Stated problem:
Leaving out every picture, copy the lines of the data exactly, from the first through the line containing "import React from".

Source material:
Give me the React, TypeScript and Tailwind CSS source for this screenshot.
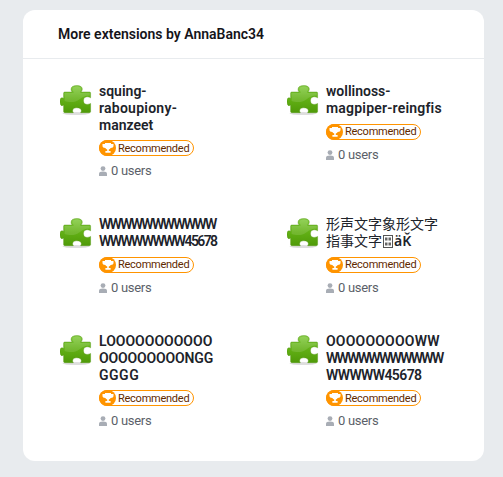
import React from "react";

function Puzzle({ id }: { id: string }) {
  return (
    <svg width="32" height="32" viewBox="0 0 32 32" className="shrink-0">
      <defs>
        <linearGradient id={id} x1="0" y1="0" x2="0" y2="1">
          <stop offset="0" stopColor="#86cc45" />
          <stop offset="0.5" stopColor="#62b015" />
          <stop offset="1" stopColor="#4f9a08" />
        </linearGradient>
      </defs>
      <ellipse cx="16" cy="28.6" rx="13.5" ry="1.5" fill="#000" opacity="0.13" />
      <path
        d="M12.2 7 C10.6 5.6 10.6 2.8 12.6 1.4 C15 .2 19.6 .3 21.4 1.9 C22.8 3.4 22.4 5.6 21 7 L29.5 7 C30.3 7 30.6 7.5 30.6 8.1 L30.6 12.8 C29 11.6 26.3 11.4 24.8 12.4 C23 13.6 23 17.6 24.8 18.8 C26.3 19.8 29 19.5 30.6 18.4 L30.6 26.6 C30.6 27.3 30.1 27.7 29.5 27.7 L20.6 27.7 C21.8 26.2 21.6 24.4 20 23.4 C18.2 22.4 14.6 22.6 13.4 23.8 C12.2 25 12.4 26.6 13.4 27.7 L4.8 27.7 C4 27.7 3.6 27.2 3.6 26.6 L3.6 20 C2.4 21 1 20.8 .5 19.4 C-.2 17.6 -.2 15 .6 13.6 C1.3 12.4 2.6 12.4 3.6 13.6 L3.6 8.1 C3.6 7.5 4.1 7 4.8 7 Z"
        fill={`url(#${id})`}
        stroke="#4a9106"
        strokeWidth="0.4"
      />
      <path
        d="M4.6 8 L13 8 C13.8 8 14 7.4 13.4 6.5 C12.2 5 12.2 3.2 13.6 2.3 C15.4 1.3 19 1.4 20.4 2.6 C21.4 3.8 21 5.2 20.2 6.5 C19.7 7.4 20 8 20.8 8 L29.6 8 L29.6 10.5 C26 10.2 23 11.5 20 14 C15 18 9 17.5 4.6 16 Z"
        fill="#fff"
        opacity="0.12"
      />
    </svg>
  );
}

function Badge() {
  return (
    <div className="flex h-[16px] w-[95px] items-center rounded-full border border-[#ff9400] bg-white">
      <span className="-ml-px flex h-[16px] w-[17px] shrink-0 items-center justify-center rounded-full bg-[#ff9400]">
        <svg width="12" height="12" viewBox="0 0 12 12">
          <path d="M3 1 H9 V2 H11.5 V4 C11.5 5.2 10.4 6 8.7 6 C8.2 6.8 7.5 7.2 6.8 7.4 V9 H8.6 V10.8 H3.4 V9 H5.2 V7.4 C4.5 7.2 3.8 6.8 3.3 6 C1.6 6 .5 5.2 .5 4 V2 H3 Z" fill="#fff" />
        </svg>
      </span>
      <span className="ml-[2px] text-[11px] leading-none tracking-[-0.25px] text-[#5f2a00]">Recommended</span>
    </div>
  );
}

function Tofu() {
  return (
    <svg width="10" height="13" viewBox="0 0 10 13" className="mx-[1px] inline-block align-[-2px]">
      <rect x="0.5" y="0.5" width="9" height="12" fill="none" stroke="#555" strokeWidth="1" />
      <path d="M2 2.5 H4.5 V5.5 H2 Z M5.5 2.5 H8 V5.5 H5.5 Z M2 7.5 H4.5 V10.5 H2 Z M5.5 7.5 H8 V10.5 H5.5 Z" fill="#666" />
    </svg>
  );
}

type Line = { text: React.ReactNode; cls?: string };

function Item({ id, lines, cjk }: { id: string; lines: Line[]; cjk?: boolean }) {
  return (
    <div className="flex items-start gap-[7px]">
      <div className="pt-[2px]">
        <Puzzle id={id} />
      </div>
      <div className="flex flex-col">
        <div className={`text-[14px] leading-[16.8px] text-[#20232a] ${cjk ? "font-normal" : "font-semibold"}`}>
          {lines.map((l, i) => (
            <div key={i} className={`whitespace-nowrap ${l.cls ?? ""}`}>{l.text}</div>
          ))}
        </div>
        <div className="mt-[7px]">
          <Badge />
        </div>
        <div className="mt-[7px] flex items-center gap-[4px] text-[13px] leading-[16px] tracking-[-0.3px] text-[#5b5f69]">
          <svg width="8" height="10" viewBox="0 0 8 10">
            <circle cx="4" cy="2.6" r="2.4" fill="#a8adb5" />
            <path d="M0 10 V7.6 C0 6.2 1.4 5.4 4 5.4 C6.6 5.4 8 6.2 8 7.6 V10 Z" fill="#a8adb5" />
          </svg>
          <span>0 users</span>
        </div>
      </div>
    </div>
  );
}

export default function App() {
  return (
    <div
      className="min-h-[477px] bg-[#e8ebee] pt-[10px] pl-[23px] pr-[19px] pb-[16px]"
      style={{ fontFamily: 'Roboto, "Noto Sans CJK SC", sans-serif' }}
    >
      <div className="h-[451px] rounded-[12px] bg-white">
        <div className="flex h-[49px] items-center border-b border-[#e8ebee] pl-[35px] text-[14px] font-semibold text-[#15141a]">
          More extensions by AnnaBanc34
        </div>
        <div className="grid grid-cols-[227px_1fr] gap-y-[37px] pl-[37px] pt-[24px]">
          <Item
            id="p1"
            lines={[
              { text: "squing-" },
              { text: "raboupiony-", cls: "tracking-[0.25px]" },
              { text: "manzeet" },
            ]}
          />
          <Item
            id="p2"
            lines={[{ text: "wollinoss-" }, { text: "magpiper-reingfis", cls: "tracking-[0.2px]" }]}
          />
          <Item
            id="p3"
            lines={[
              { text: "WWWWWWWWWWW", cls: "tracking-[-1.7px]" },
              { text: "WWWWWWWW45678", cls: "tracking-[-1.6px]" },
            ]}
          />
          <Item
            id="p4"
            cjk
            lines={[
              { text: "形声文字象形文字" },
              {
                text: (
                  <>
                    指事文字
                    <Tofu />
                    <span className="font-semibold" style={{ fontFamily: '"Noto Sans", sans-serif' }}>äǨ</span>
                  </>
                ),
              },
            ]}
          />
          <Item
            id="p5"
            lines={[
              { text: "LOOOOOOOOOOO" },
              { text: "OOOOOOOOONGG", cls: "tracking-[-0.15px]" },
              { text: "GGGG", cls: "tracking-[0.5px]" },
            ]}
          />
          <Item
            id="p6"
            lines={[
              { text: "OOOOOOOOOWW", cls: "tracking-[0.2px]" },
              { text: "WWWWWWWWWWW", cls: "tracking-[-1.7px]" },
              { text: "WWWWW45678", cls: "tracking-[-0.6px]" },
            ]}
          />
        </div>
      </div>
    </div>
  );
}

Solution for this exercise:
Give me the React, TypeScript and Tailwind CSS source for this screenshot.
import React from "react";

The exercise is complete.